Pirates' next steps after Mets bailed Pittsburgh out from making ill-advised Luis Robert trade

The rumor is dead, and the temptation is gone.
Detroit Tigers v Chicago White Sox
Detroit Tigers v Chicago White Sox | Michael Reaves/GettyImages

Sometimes the best offseason move for a team is the one they don’t make.

With the New York Mets swooping in to land Luis Robert Jr. from the Chicago White Sox, the Pittsburgh Pirates can finally exhale and move on from a trade rumor that never really made sense for where this roster is right now.

New York paid the price in both prospect capital and real cash — Robert’s $20 million for 2026 and a $20 million team option for 2027 (with a buyout) — because they’re chasing impact and can afford to gamble on a volatile asset. 

The Pirates? That gamble had regret written all over it.

Robert at his best is a game-changer. But the version actually being traded is a talented, injury-prone player coming off a down year at the plate, and that’s before you factor in the salary hit. For a team that still has multiple holes and doesn’t have the luxury of lighting money on fire, that’s the wrong kind of swing. The Mets basically did Pittsburgh a favor by removing the temptation.
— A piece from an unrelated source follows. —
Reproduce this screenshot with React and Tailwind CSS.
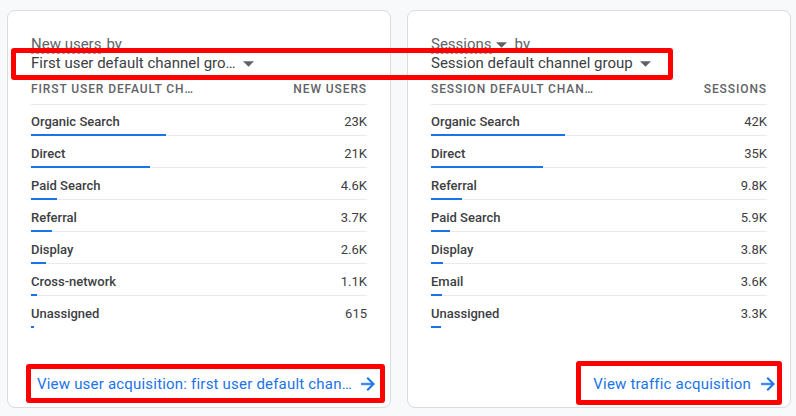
import React from "react";

const left = {
  title: "New users",
  titleHasCaret: false,
  dim: "First user default channel gro…",
  colA: "FIRST USER DEFAULT CH…",
  colB: "NEW USERS",
  rows: [
    ["Organic Search", "23K", 135],
    ["Direct", "21K", 119],
    ["Paid Search", "4.6K", 26],
    ["Referral", "3.7K", 21],
    ["Display", "2.6K", 15],
    ["Cross-network", "1.1K", 6],
    ["Unassigned", "615", 3],
  ],
  link: "View user acquisition: first user default chan…",
  linkFull: true,
};

const right = {
  title: "Sessions",
  titleHasCaret: true,
  dim: "Session default channel group",
  colA: "SESSION DEFAULT CHAN…",
  colB: "SESSIONS",
  rows: [
    ["Organic Search", "42K", 134],
    ["Direct", "35K", 112],
    ["Referral", "9.8K", 31],
    ["Paid Search", "5.9K", 19],
    ["Display", "3.8K", 12],
    ["Email", "3.6K", 11],
    ["Unassigned", "3.3K", 10],
  ],
  link: "View traffic acquisition",
  linkFull: false,
};

function Caret({ className = "" }) {
  return (
    <svg width="11" height="6" viewBox="0 0 10 5" className={className}>
      <path d="M0 0 L10 0 L5 5 Z" fill="#5f6368" />
    </svg>
  );
}

function Arrow() {
  return (
    <svg width="20" height="20" viewBox="0 0 24 24" className="shrink-0">
      <path
        d="M12 4l-1.41 1.41L16.17 11H4v2h12.17l-5.58 5.59L12 20l8-8z"
        fill="#1a73e8"
        stroke="#1a73e8"
        strokeWidth="0.6"
      />
    </svg>
  );
}

function Card({ d }) {
  return (
    <div className="w-[384px] h-[398px] bg-white border border-[#dadce0] rounded-[8px] pt-[24px] px-[23px] flex flex-col">
      <div className="text-[15px] leading-[19px] text-[#5f6368] flex items-center">
        <span className="border-b border-dashed border-[#9aa0a6] leading-[17px]">{d.title}</span>
        {d.titleHasCaret && <Caret className="ml-[4px] mr-[3px]" />}
        <span className="ml-[5px]">by</span>
      </div>
      <div className="text-[15px] leading-[19px] text-[#3c4043] flex items-center">
        <span>{d.dim}</span>
        <Caret className="ml-[7px]" />
      </div>
      <div className="flex justify-between items-center h-[24px] mt-[4px] text-[12px] tracking-[0.9px] font-medium text-[#5f6368]">
        <span>{d.colA}</span>
        <span>{d.colB}</span>
      </div>
      <div className="h-px bg-[#e8eaed] mt-[3px]" />
      <div className="flex flex-col">
        {d.rows.map(([name, val, w], i) => (
          <div key={name} className="h-[32px] flex flex-col">
            <div className="flex justify-between items-center h-[29px] pt-[4px] text-[13px] text-[#3c4043]">
              <span className="font-medium">{name}</span>
              <span>{val}</span>
            </div>
            <div className="relative h-[3px]">
              {i < d.rows.length - 1 && (
                <div className="absolute left-0 right-0 top-[1px] h-px bg-[#e8eaed]" />
              )}
              <div
                className="absolute left-0 top-0 h-[2px] bg-[#1a73e8]"
                style={{ width: w }}
              />
            </div>
          </div>
        ))}
      </div>
      <div className="flex-1" />
      <div
        className={
          d.linkFull
            ? "flex items-center justify-between pl-[6px] mr-[-11px] mb-[13px] h-[20px]"
            : "flex items-center justify-end mr-[-11px] mb-[13px] h-[20px]"
        }
      >
        <span className="text-[15px] text-[#1a73e8] tracking-[0.2px]">{d.link}</span>
        <span className={d.linkFull ? "" : "ml-[7px]"}>
          <Arrow />
        </span>
      </div>
    </div>
  );
}

export default function App() {
  return (
    <div
      className="relative w-[796px] h-[416px] bg-[#f8f9fa] overflow-hidden"
      style={{ fontFamily: "Roboto, 'Liberation Sans', sans-serif" }}
    >
      <div className="flex gap-[16px] pl-[7px] pt-[10px]">
        <Card d={left} />
        <Card d={right} />
      </div>
      <div className="absolute left-[11px] top-[48px] w-[662px] h-[32px] border-[5px] border-[#ff0000] rounded-[3px]" />
      <div className="absolute left-[26px] top-[364px] w-[359px] h-[39px] border-[5px] border-[#ff0000] rounded-[3px]" />
      <div className="absolute left-[576px] top-[361px] w-[206px] h-[44px] border-[5px] border-[#ff0000] rounded-[3px]" />
    </div>
  );
}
Pirates can finally breathe after Mets take Luis Robert off the table

Now the Pirates can do the smarter thing: take the same urgency fans feel and point it at needs that are way more immediate. Third base, left-handed pitching depth, and one more reliable source of thump.

We know that Jared Triolo can play third. He can also play a bunch of other places, and the organization clearly values that versatility. But he’s a useful Swiss Army knife, not a “set it and forget it” answer at the hot corner on a team trying to win games that matter.

That’s also why Eugenio Suárez makes so much sense as the cleanest fix. Ken Rosenthal has connected the Pirates to Suárez, but also noted the obvious complication: he may prefer a more competitive landing spot, meaning Pittsburgh could have to pay a real tax to close it. 

If Suárez is too pricey (in dollars or years), the fallback path gets messier fast. Yoán Moncada has been linked to Pittsburgh interest-wise, and he fits as a switch-hitting upside play — but he also comes with his own durability questions. Meanwhile, Alec Bohm is the kind of name fans will toss around, but reporting around the Phillies suggests a trade is unlikely right now. 

The Pirates have already added lefty bullpen help by signing Gregory Soto. But they still need the boring-but-necessary rotation depth.

A back-end “innings eater” isn’t exciting, but it’s how you avoid burning out the staff by midseason. MLB.com’s list of remaining veteran starters includes names like José Quintana and Tyler Anderson in that exact mold.

The Pirates have made efforts to add offense. Ryan O’Hearn is in on a two-year deal, and they already brought in Brandon Lowe earlier this winter. But the larger point still stands: they need at least one more credible 20+ homer threat so “score first” doesn’t feel like a mission impossible objective.

With Robert heading to the Mets, Pittsburgh doesn’t have to burn resources on a shiny distraction anymore. They can spend the rest of this offseason doing the unsexy work that actually completes the roster.